- Book review
- Open Access
Review of “Trypanosomes and Trypanosomiasis” by Stefan Magez and Magdalena Radwanska (Editors)
© Golding; licensee BioMed Central Ltd. 2013
- Received: 20 December 2013
- Accepted: 22 December 2013
- Published: 26 December 2013
Magez, S and Radwanska, M (Eds.): Trypanosomes and Trypanosomiasis Springer-Verlag; 2014. 294 pages. ISBN 978-3-7091-1556-5
- African sleeping sickness
Trypanosomiasis is responsible for significant mortality, morbidity and economic losses throughout sub-Saharan Africa and Latin America. The biology of the trypanosome parasites which cause the disease is also fascinating. Trypanosomes have evolved sophisticated stragies to evade the mammalian immune system and developed complex interactions with their insect vectors. Recent years have seen increasing research into the trypanosomiases, with progress in the control of human African trypanosomiasis paralleled by advances in basic research into parasite biology which have identified potential mechanisms for interrupting transmission. Given the pace of change of research in this area an update to the existing texts on these twin subjects is welcome.
Given its title, Trypanosomes and Trypanosomiasis would appear to be the book to provide such an update. Unfortunately this title is misleading and the book in fact focusses largely on the biology (primarily from a laboratory perspective) of trypanosome species of sub-Saharan Africa. The book’s most alarming omission is of any reference to American trypanosomiasis (Chagas disease, caused by the trypanosome species Trypanosoma cruzi). Chagas disease is estimated to have been responsible for over 10,000 deaths in 2010 - slightly more than were caused by African trypanosomiasis . American trypanosomiasis also has distinct biology, ecology and epidemiology from the African trypanosomiases and it would have been interesting to have seen biological and epidemiological perspectives on both sets of diseases.
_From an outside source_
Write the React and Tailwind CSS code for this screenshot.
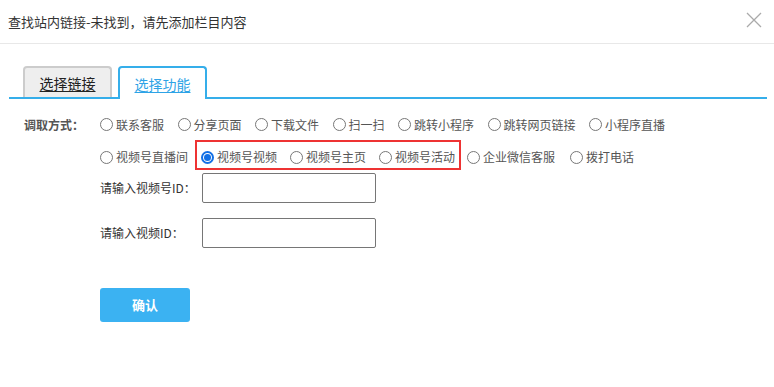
import React, { useState } from 'react';

const row1 = ['联系客服', '分享页面', '下载文件', '扫一扫', '跳转小程序', '跳转网页链接', '小程序直播'];

const Radio = ({ label, checked, onClick }) => (
    <label onClick={onClick} className="flex items-center cursor-pointer">
        <span className={`w-[13px] h-[13px] rounded-full flex items-center justify-center shrink-0 ${checked ? 'border-2 border-[#1370e6]' : 'border border-[#777]'}`}>
            {checked && <span className="w-[7px] h-[7px] rounded-full bg-[#1370e6]" />}
        </span>
        <span className="ml-[3px] text-[12px] leading-[16px] text-[#555] whitespace-nowrap">{label}</span>
    </label>
);

const Field = ({ label }) => (
    <div className="flex items-center">
        <span className="w-[102px] text-[12px] text-[#333] whitespace-nowrap">{label}</span>
        <input type="text" className="w-[174px] h-[30px] border border-[#767676] rounded-[2px] outline-none px-2 text-[12px]" />
    </div>
);

export default function App() {
    const [tab, setTab] = useState('func');
    const [mode, setMode] = useState('视频号视频');

    return (
        <div className="w-[774px] h-[387px] bg-white font-['Noto_Sans_CJK_SC','Noto_Sans',sans-serif] overflow-hidden">
            {/* header */}
            <div className="h-[44px] border-b border-[#e8e8e8] flex items-center justify-between pl-[8px] pr-[12px]">
                <span className="text-[13px] text-[#333]">查找站内链接-未找到，请先添加栏目内容</span>
                <svg width="16" height="16" viewBox="0 0 16 16" className="mt-[-4px]">
                    <path d="M1 1 L15 15 M15 1 L1 15" stroke="#aaa" strokeWidth="1.3" fill="none" />
                </svg>
            </div>

            {/* tabs */}
            <div className="pt-[22px] ml-[9px] mr-[7px]">
                <div className="flex items-end gap-[6px] pl-[14px] border-b-2 border-[#35aeea]">
                    <button onClick={() => setTab('link')} className={`w-[89px] rounded-t-[4px] text-[14px] leading-[20px] underline underline-offset-2 ${tab === 'link' ? 'bg-white border-2 border-b-0 border-[#35aeea] text-[#2ea3e6] mb-[-2px] h-[33px]' : 'bg-[#eeeeee] border-2 border-b-0 border-[#cccccc] text-[#222] h-[31px]'}`}>
                        选择链接
                    </button>
                    <button onClick={() => setTab('func')} className={`w-[89px] rounded-t-[4px] text-[14px] leading-[20px] underline underline-offset-2 ${tab === 'func' ? 'bg-white border-2 border-b-0 border-[#35aeea] text-[#2ea3e6] mb-[-2px] h-[33px]' : 'bg-[#eeeeee] border-2 border-b-0 border-[#cccccc] text-[#222] h-[31px]'}`}>
                        选择功能
                    </button>
                </div>
            </div>

            {/* options */}
            <div className="pt-[10px] pl-[24px]">
                <div className="flex items-center h-[31px]">
                    <span className="w-[76px] text-[12px] font-bold text-[#555]">调取方式：</span>
                    <div className="flex items-center gap-[13.5px]">
                        {row1.map(l => <Radio key={l} label={l} checked={mode === l} onClick={() => setMode(l)} />)}
                    </div>
                </div>
                <div className="flex items-center h-[30px] pl-[76px]">
                    <div className="mt-[4px] mr-[7px]">
                        <Radio label="视频号直播间" checked={mode === '视频号直播间'} onClick={() => setMode('视频号直播间')} />
                    </div>
                    <div className="h-[30px] border-2 border-[#ee3333] flex items-center gap-[13px] pl-[4px] pr-[4px] pt-[4px]">
                        {['视频号视频', '视频号主页', '视频号活动'].map(l => <Radio key={l} label={l} checked={mode === l} onClick={() => setMode(l)} />)}
                    </div>
                    <div className="mt-[4px] ml-[6px] flex items-center gap-[15px]">
                        <Radio label="企业微信客服" checked={mode === '企业微信客服'} onClick={() => setMode('企业微信客服')} />
                        <Radio label="拨打电话" checked={mode === '拨打电话'} onClick={() => setMode('拨打电话')} />
                    </div>
                </div>

                <div className="pl-[76px] pt-[3px] flex flex-col gap-[15px]">
                    <Field label="请输入视频号ID：" />
                    <Field label="请输入视频ID：" />
                    <button className="mt-[25px] w-[90px] h-[34px] rounded-[3px] bg-[#3bb2f2] text-white text-[13px] font-bold">确认</button>
                </div>
            </div>
        </div>
    );
}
Geographical bias aside, the book focusses very heavily on the biology of a single parasite species: T. brucei, with the first seven chapters providing detailed accounts covering cell biology, antigenic variation and immunology. These chapters are excellently written; each is packed with detail and punctuated with clear and informative figures. Chapter 2 is a particular highlight, giving a comprehensive review of T. brucei’s interactions with the tsetse fly: evading the immune system, modifying biting behaviour to its benefit and interacting with other gut microflora.
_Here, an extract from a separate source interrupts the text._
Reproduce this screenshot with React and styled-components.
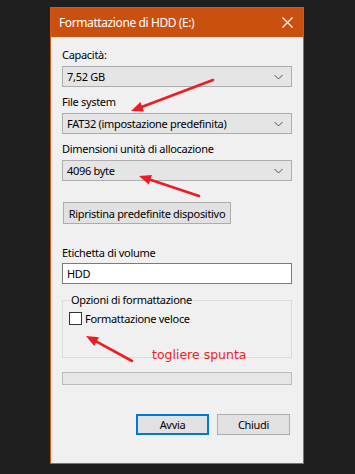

By comparison with this wealth of biological information, it is unfortunate that only four chapters are given over to the study of trypanosomiasis. Whilst chapters 8 and 9 do provide a thorough overview of the historical and current state of diagnostics and treatments for human (and to a lesser extent animal) trypanosomiasis in Africa, they lack the informative visuals of the earlier chapters. The remaining two chapters give a slightly dry run-down of the animal trypanosomiases present in the Old World and Latin America and seem to have been included as an afterthought. A great deal of current epidemiological research into African trypanosomiasis is omitted. There is no mention of the ecology of the African trypanosomiases and their tsetse fly vectors, nor of the surveillance and control strategies which have led to a fourfold reduction in human disease burden over the last 20 years.
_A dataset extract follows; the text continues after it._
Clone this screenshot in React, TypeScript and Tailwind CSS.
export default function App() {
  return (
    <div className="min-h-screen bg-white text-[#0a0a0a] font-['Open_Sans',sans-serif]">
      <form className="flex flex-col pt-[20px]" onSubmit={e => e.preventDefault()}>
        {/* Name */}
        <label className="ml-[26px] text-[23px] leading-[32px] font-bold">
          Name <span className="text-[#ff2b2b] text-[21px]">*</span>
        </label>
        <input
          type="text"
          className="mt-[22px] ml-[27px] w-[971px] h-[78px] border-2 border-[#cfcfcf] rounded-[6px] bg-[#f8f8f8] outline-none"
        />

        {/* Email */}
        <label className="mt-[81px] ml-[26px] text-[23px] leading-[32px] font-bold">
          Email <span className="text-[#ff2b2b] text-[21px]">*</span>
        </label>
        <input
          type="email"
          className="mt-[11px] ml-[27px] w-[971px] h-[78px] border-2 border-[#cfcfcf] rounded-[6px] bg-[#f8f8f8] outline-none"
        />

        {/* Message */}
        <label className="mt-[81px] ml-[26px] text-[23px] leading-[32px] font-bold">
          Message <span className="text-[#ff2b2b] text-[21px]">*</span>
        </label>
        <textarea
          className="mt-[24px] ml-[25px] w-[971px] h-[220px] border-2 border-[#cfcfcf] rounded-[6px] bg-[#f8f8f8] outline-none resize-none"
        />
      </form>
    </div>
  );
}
This is clearly a book compiled by and for laboratory-based biologists, rather than an overview of the entire research area. Set within that scope it is a useful reference text of the current state of knowledge on the biology of T. brucei and can be recommended to those with an interest in this area. When it comes to trypanosomiasis or other trypanosome species however this book is no replacement for any of the existing comprehensive (though already fairly dated) tomes on the subject.